Zeta potential is a key physical parameter, an important and easy-to-measure indicator that characterizes the behavior of micro-particles in colloidal solutions. The value of Zeta potential indicates the degree of electrostatic repulsion between adjacent particles, similarly charged, in a dispersion [63]. For sufficiently small molecules and particles, a high Zeta potential will provide stability, as the solution will not tend to aggregate. When the Zeta potential is small, the forces of attraction can overcome this repulsion and the dispersion can break and flocculate. It can be seen that colloidal solutions with high Zeta potential (negative or positive) are electrically stabilized, while those with low Zeta potential tend to coagulate or flocculate, depending on the value ranges between them [64].

UV-vis analysis highlighted the fact that soft lipid microvesicles trap, with high efficiency (almost 80%), DCF inside them.

According to the UV-vis spectrophotometry analysis performed 6 months after the synthesis of the vesicles, it was observed that the vesicles remained stable stored in the refrigerator at 4 °C.

The stability of DCF-ves does not seem to depend on the size of the lipid vesicles but rather on the molecular weight of the drug and the chitosan surrounding the vesicle. The study of the in vitro release profile revealed slower kinetics of DCF from chitosan-coated lipid microsystems compared to the release of this drug from DCF solution. The sustained release of this NSAID from DCF-ves can be attributed to the high dispersion of the active substance as isolated molecules well-entrapped in chitosan-stabilized vesicles.

The in vitro investigations showed no hemolytic effects in blood of micro-systems containing DCF. Literature data revealed that usually the in vitro results of the hemocompatibility test are positively correlated with the in vivo hematologic, biochemical and immune profile modifications after the use of the studied substances [65,66].

Following the evaluation of the hematological and biochemical profile, no notable differences were revealed, regarding the investigated biological constants, which makes us appreciate that the administration of the tested substances do not significantly influence the hepatic and renal function. These findings correlate with the absence of structural changes in the liver or kidneys, shown in the histopathological examination.

Moreover, we noticed that the use of non-entrapped DCF was accompanied by significant architectural lesions in the stomach, characteristic for the local irritating action, while the treatment with DCF micro-vesicles does not obviously prejudice the structure of the gastric mucosa. This fact suggests that the entrapping of DCF into soft lipid vesicles stabilized with chitosan reduces the gastric irritant effects of this NSAID in rats.

The phagocytic capacity of peripheral neutrophils and the blood values of complement from rats treated with DCF and DCF-ves were not considerably altered during the experiment, demonstrating that the tested substances do not modify the rat’s immune defense capacity.

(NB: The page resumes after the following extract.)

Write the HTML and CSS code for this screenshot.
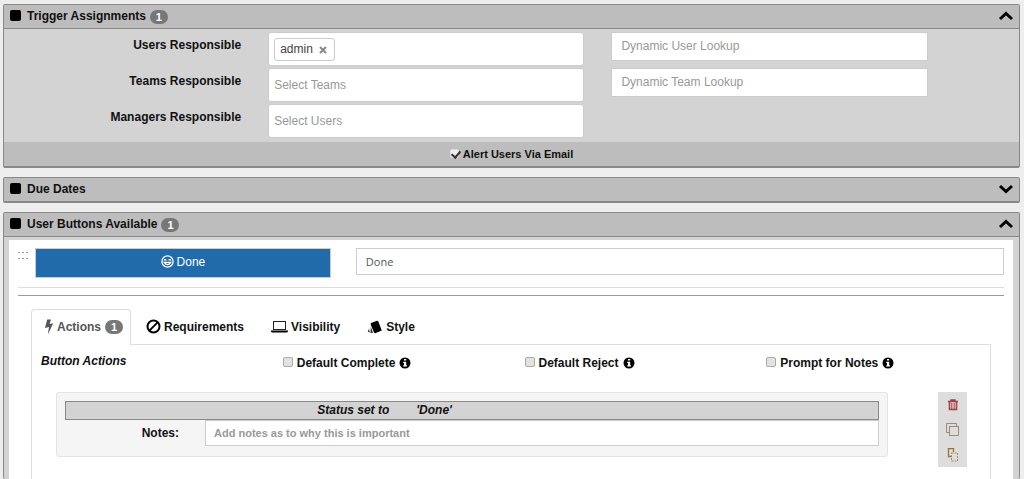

Measuring the activity of some enzymes involved in cellular oxidation processes revealed that the treatment with DCF and DCF-ves did not substantially influence the oxidative stress in rats.

5. Conclusions

We achieved a novel method for obtaining DCF loaded lipid vesicles which were physicochemical and structurally characterized. Preliminary evaluation using the blood hemolysis assay proved a good in vitro biocompatibility of the DCF-ves.

The use of micro-particles containing DCF was accompanied by similar hematological, biochemical and immune responses with non-entrapped drug and did not significantly influence the oxidative stress in rats. In addition, the histological evaluation did not evidence significant alterations of liver and kidney tissue configuration nor the stomach architecture in rats treated with DCF-ves, compared with control animals. These studies suggest that DCF lipid vesicles stabilized with chitosan may be suitable for in vivo use as drug delivery systems, with future possible medical uses.